Ruling:  The appeals court upheld the trial court’s denial of UTA’s plea to the jurisdiction.  The Texas Tort Claims Act waives sovereign immunity for certain tort claims.  A premises defect is one type of claim for which the legislature has provided a waiver of immunity for universities.  That waiver is limited, however, by Texas’s recreational use statute.  Under that statute (Tex. Civ. Prac. & Rem. Code §§ 75.002(c), 75.003), if an owner of real property, including a governmental unit, gives permission to another to enter the premises for recreation, the owner owes to that person only the degree of care owed to trespassers.  This limitation, however, does not apply to an owner who has been “grossly negligent or acted with malicious intent or in bad faith.”

Thus, according to the appeals court, if Sandra were engaging in recreation when she was injured, then UTA owed her only the duty it would owe to a trespasser unless it had been grossly negligent or acted with malicious intent or in bad faith.  The statute provides a list of activities that are recreational.  The list is not exclusive and the term “recreational” includes activities “such as” those included in the statutory list.  The Supreme Court has held further that in determining whether an activity is recreational, courts should look to what the person was doing when she was injured, rather than the person’s purpose for entering the facility.

In this case, the appeals court held that Sandra was not engaging in “recreational” activities at the time of her injury.  She was not playing soccer, but was a spectator at a sporting event and exiting the stadium.  The appeals court concluded that neither of those activities fell within the meaning of recreational activity under the statute.  Because the recreational use statute did not apply to Sandra’s claims, it did not provide immunity to the university.

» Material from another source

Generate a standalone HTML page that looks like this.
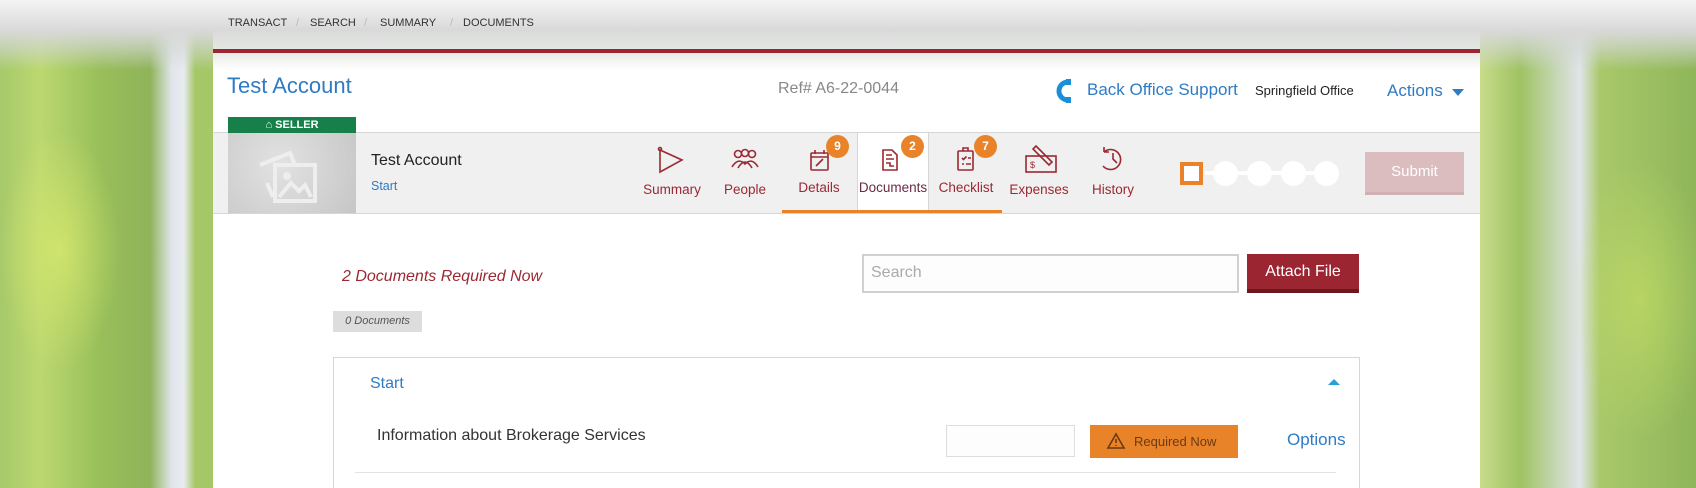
<!DOCTYPE html>
<html><head><meta charset="utf-8"><style>
*{margin:0;padding:0;box-sizing:border-box}
html,body{width:1696px;height:488px;overflow:hidden}
body{position:relative;font-family:"Liberation Sans",sans-serif;background:#9cbf5a}
.a{position:absolute}
.bg{position:absolute;top:0;left:0;width:1696px;height:488px;
background:
linear-gradient(180deg,#f4f4f4 0,#d9d9d9 30px,rgba(210,215,210,0.6) 50px,rgba(0,0,0,0) 70px),
radial-gradient(ellipse 60px 120px at 60px 250px,rgba(220,235,110,0.7),rgba(0,0,0,0)),
radial-gradient(ellipse 70px 140px at 1640px 300px,rgba(200,225,100,0.6),rgba(0,0,0,0)),
linear-gradient(90deg,#a7c96a 0,#bcd870 40px,#98bf5a 100px,#8fb35a 150px,#e2e6ec 172px,#e8ebf0 184px,#a6c766 195px,#a6c766 213px,#fff 213px,#fff 1480px,#c8dc8a 1480px,#9fc262 1520px,#e0e4ea 1580px,#a9c86a 1600px,#8fb65a 1696px)}
.crumb{font-size:11px;color:#333;top:17px}
.t{color:#9b2832;font-size:13.5px;text-align:center;width:80px;top:182px}
.badge{width:23px;height:23px;border-radius:50%;background:#e8832a;color:#fff;font-weight:bold;font-size:12px;text-align:center;line-height:23px}
.dot{width:25px;height:25px;border-radius:50%;background:#fff;top:161px}
</style></head><body>
<div class="bg"></div>
<div class="a crumb" style="left:228px">TRANSACT</div>
<div class="a crumb" style="left:296px;color:#bbb">/</div>
<div class="a crumb" style="left:310px">SEARCH</div>
<div class="a crumb" style="left:364px;color:#bbb">/</div>
<div class="a crumb" style="left:380px">SUMMARY</div>
<div class="a crumb" style="left:450px;color:#bbb">/</div>
<div class="a crumb" style="left:463px">DOCUMENTS</div>

<div class="a" style="left:213px;top:49px;width:1267px;height:4px;background:#9b2530"></div>
<div class="a" style="left:227px;top:73px;font-size:22px;color:#2f7bc4">Test Account</div>
<div class="a" style="left:778px;top:80px;font-size:16px;color:#888">Ref# A6-22-0044</div>
<svg class="a" style="left:1053px;top:79px" width="20" height="24" viewBox="0 0 20 24"><path d="M15 3 A9 9 0 1 0 15 21" fill="none" stroke="#1a8fd8" stroke-width="5"/><rect x="13" y="0" width="5" height="6" fill="#1a8fd8"/><rect x="13" y="18" width="5" height="6" fill="#1a8fd8"/></svg>
<div class="a" style="left:1087px;top:80px;font-size:17px;color:#2f7bc4">Back Office Support</div>
<div class="a" style="left:1255px;top:83px;font-size:13px;color:#222">Springfield Office</div>
<div class="a" style="left:1387px;top:81px;font-size:17px;color:#2f7bc4">Actions</div>
<div class="a" style="left:1452px;top:89px;border-left:6px solid transparent;border-right:6px solid transparent;border-top:7px solid #2f7bc4"></div>

<div class="a" style="left:213px;top:132px;width:1267px;height:82px;background:#f0f0f0;border-top:1px solid #d6d6d6;border-bottom:1px solid #d6d6d6"></div>
<div class="a" style="left:228px;top:117px;width:128px;height:16px;background:#17804a;color:#fff;font-size:11px;font-weight:bold;text-align:center;line-height:16px">&#8962; SELLER</div>
<div class="a" style="left:228px;top:133px;width:128px;height:80px;background:radial-gradient(circle at 40% 40%,#e2e2e2,#c6c6c6)"></div>
<svg class="a" style="left:255px;top:145px" width="70" height="60" viewBox="0 0 70 60"><g fill="none" stroke="#eee" stroke-width="4"><path d="M5 20 L35 8 L40 20"/><path d="M12 38 L18 52"/><rect x="20" y="20" width="40" height="36"/><path d="M24 52 L36 38 L44 46 L50 40 L56 52"/></g><circle cx="32" cy="31" r="4" fill="#eee"/></svg>
<div class="a" style="left:371px;top:152px;font-size:16px;color:#222">Test Account</div>
<div class="a" style="left:371px;top:179px;font-size:12.5px;color:#2f7bc4">Start</div>

<div class="a" style="left:857px;top:133px;width:72px;height:80px;background:#fff;border-left:1px solid #d6d6d6;border-right:1px solid #d6d6d6"></div>
<div class="a" style="left:782px;top:210px;width:220px;height:3px;background:#e8832a"></div>

<svg class="a" style="left:0;top:0" width="1200" height="200"><g fill="none" stroke="#9b2832" stroke-width="1.6">
<path d="M660 172 V150 L682 160 Z"/><circle cx="660" cy="149" r="1.5"/>
<circle cx="738" cy="154" r="3.5"/><circle cx="745" cy="153" r="3.5"/><circle cx="752" cy="154" r="3.5"/><path d="M732 167 q6-10 13-3 q7-7 13 3 M738 168 q7-12 14 0"/>
<rect x="811" y="153" width="17" height="17" rx="1"/><path d="M811 157 H828 M815 150 V154 M824 150 V154 M816 166 L823 159"/>
<path d="M883 150 H892 L897 155 V170 H883 Z M886 155 H892 M886 159 H894 M886 163 H890 V166 H894"/>
<rect x="958" y="151" width="15" height="19" rx="1"/><path d="M963 151 V148 H968 V151 M962 158 l1.5 1.5 3-3 M968 158 H971 M962 164 H964 M966 164 H971"/>
<rect x="1026" y="156" width="30" height="16"/><path d="M1036 146 L1052 162 L1049 165 L1033 149 Z"/>
<path d="M1104 152 A10 10 0 1 1 1103 166 M1104 152 L1104 147 M1104 152 L1109 152 M1113 153 V159 L1117 163"/>
</g><text x="1030" y="168" font-size="9" fill="#9b2832" font-family="Liberation Sans">$</text></svg>
<div class="a t" style="left:632px">Summary</div>
<div class="a t" style="left:705px">People</div>
<div class="a t" style="left:779px;top:180px">Details</div>
<div class="a t" style="left:853px;top:180px;color:#6b2a45">Documents</div>
<div class="a t" style="left:926px;top:180px">Checklist</div>
<div class="a t" style="left:999px">Expenses</div>
<div class="a t" style="left:1073px">History</div>
<div class="a badge" style="left:826px;top:135px">9</div>
<div class="a badge" style="left:901px;top:135px">2</div>
<div class="a badge" style="left:974px;top:135px">7</div>

<div class="a" style="left:1205px;top:171px;width:130px;height:4px;background:#fff"></div>
<div class="a" style="left:1180px;top:162px;width:23px;height:23px;border:4px solid #e8832a;background:#fff"></div>
<div class="a dot" style="left:1213px"></div><div class="a dot" style="left:1247px"></div><div class="a dot" style="left:1281px"></div><div class="a dot" style="left:1314px"></div>
<div class="a" style="left:1365px;top:152px;width:99px;height:43px;background:#dbbcbf;border-bottom:3px solid #cfb0b3;color:#fff;font-size:15px;text-align:center;line-height:40px">Submit</div>

<div class="a" style="left:342px;top:268px;font-size:16px;font-style:italic;color:#9b2832">2 Documents Required Now</div>
<div class="a" style="left:862px;top:254px;width:377px;height:39px;border:2px solid #d0d0d0;background:#fdfdfd;color:#aaa;font-size:16px;padding:8px 7px">Search</div>
<div class="a" style="left:1247px;top:254px;width:112px;height:39px;background:#9b2530;border-bottom:4px solid #6a1820;color:#fff;font-size:16px;text-align:center;line-height:36px">Attach File</div>
<div class="a" style="left:333px;top:311px;width:89px;height:21px;background:#ddd;color:#555;font-size:11px;font-style:italic;text-align:center;line-height:21px">0 Documents</div>

<div class="a" style="left:333px;top:357px;width:1027px;height:140px;border:1px solid #d6d6d6;background:#fff"></div>
<div class="a" style="left:370px;top:375px;font-size:16px;color:#2f7bc4">Start</div>
<div class="a" style="left:1328px;top:379px;border-left:6px solid transparent;border-right:6px solid transparent;border-bottom:6px solid #2aa0d8"></div>
<div class="a" style="left:377px;top:427px;font-size:16px;color:#333">Information about Brokerage Services</div>
<div class="a" style="left:946px;top:425px;width:129px;height:32px;border:1px solid #ddd;background:#fdfdfd"></div>
<div class="a" style="left:1090px;top:425px;width:148px;height:33px;background:#e8832a;color:#6b3a10;font-size:13px;line-height:33px;padding-left:44px">Required Now</div>
<svg class="a" style="left:1106px;top:432px" width="20" height="18"><path d="M10 2 L18 16 H2 Z M10 7 V11 M10 13 V14" fill="none" stroke="#6b3a10" stroke-width="1.6"/></svg>
<div class="a" style="left:1287px;top:430px;font-size:17px;color:#2f7bc4">Options</div>
<div class="a" style="left:355px;top:472px;width:981px;height:1px;background:#e2e2e2"></div>
</body></html>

The appeals court also held that Sandra had created a fact issue on whether UTA acted with gross negligence in maintaining its facilities.  To raise a fact issue, Sandra had to produce some evidence that (1) UTA had committed an act or omission, (2) the act or omission involved an extreme degree of risk, (3) UTA had subjective awareness of the extreme degree of risk, and (4) this awareness indicated a conscious indifference to the rights, safety, and welfare of others.  According to the appeals court, the Williamses produced evidence that UTA had knowledge that the padlocks had a tendency to fail but, nevertheless, relied on the lock to keep the gate closed and prevent a five-foot fall from the stands to the track below.  The evidence was sufficient to create a fact issue on the claim of gross negligence.

The appeals court determined further that UTA received adequate notice of Steve’s claims as required under the Tort Claims Act.  The Act provides that a “governmental unit is entitled to receive notice of a claim against it under this chapter not later than six months after the day that the incident giving rise to the claim occurred.”  In this case, Sandra gave formal notice of her claims to the university under the Act.  In that notice, she included the identity and contact information for Steve as a witness to the incident, and she identified him as her spouse.  Steve’s claims were based on Sandra’s injuries.  Thus, according to the appeals court, if the university was on notice of Sandra’s injuries, then it had notice of Steve’s injuries as well.  Because UTA had adequate notice of Steve’s claims, the university was not entitled to dismissal of the claims.

Things to Remember:  Tort liability for universities is greater than it is for public school districts.  The Tort Claims Act allows claims against universities for the negligence in the “condition or use of tangible personal or real property.”  Thus UTA faces potential liability for the negligent maintenance of a gate.  Liability of school districts, however, is limited to negligence in the use or operation of a motor vehicle or motor-driven equipment.